El artista nunca se cansa de explorar: en la serie Colour Charts intenta desvincular el color de cualquier connotación descriptiva, expresiva o simbólica, produciendo caleidoscopios de un modo fortuito o mecánico, y quitándole el protagonismo al autor. Esta búsqueda culmina con la creación de enormes vitrales en la Catedral de Colonia, un collage abstracto de 11.500 pequeños cuadrados, en forma de píxeles en 72 colores, colocados aleatoriamente por ordenador. Además, Richter trabaja con espejos y cristales que alteran nuestra percepción del espacio a través de reflejos y distorsiones. En una ocasión el pintor afirmó que, en realidad, el espejo sería el mejor artista, puesto que revela algo que no se puede ver con los ojos.

«No obedezco a ninguna intención, ni a ningún sistema, ni a ninguna tendencia; no tengo programa, ni estilo, ni pretensión. Me gusta la incertidumbre, el infinito y la inseguridad permanente.» Ya borrosas, las pinturas de Richter se difuminan aún más ante el espectador, creando un espacio enigmático pero absorbente. Al contemplarlas, nos adentramos en ellas, nos convertimos en Betty, Marianne o en el fantasma sonriente de una niña anónima. Navegamos en las Marinas y volamos hasta las Nubes, se nos pone la piel de gallina en los opresivos Paisajes Urbanos. Nos entregamos incondicionalmente a las ilusiones visuales, y al final nos ahogamos en el diluvio de pintura y la tiranía del color en las abstracciones, disolviéndonos por completo en una obra de arte total.

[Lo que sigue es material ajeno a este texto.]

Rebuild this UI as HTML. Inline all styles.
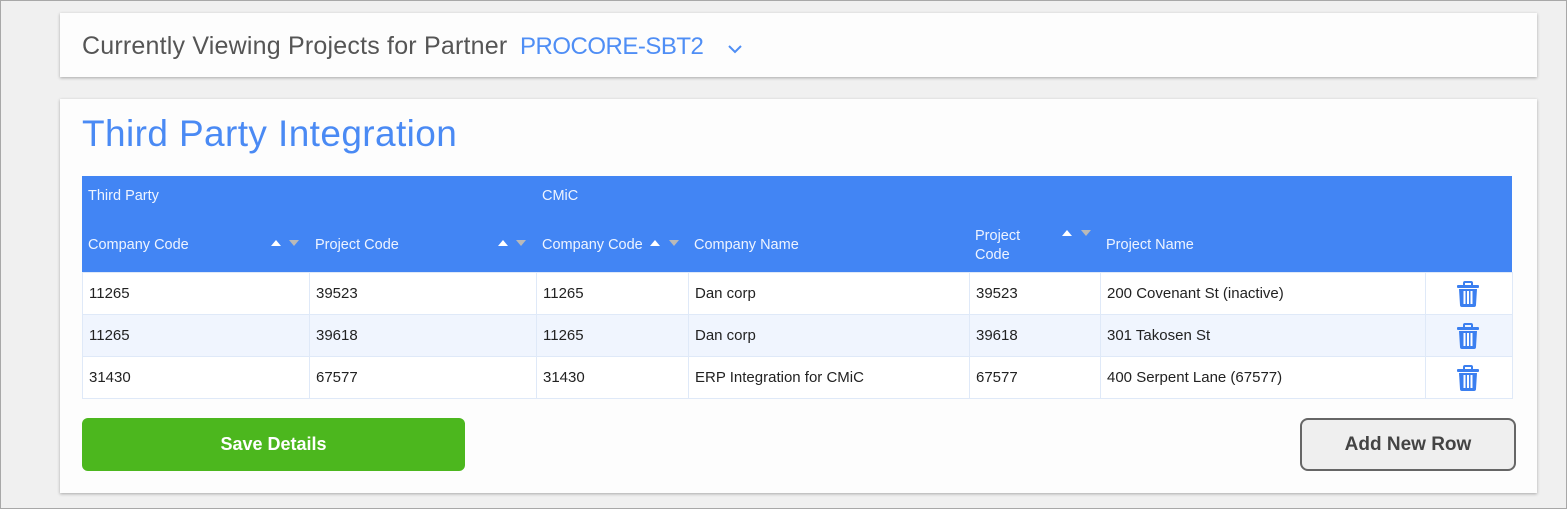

«Pintar es hacer una analogía de algo no visual e incomprensible, dándole forma y poniéndolo a tu alcance. Y es por eso que las buenas pinturas son incomprensibles.» Las obras de Gerhard Richter son como la vida misma: un caleidoscopio de momentos que se enredan caóticamente. En el torbellino de la vida, al igual que en la muerte, todos los colores se mezclan y se convierten en una corriente sin sentido. Nos revolcamos en ella hasta el final de nuestros días, tratando de captar algo en foco, y si lo conseguimos, entonces la imagen borrosa se aclara, el rompecabezas se resuelve y de repente todo cobra sentido. Por un momento, un tiempo, pero nunca para siempre. Semejantes revelaciones acaban muy rápido, su nitidez se suprime enseguida por la amorfa cotidianidad. A pesar de que son tan huidizos, parece que, a fin de cuentas, vivimos solamente para experimentar estos momentos. Y el arte es uno de los medios más eficaces para alcanzar este efímero Absoluto.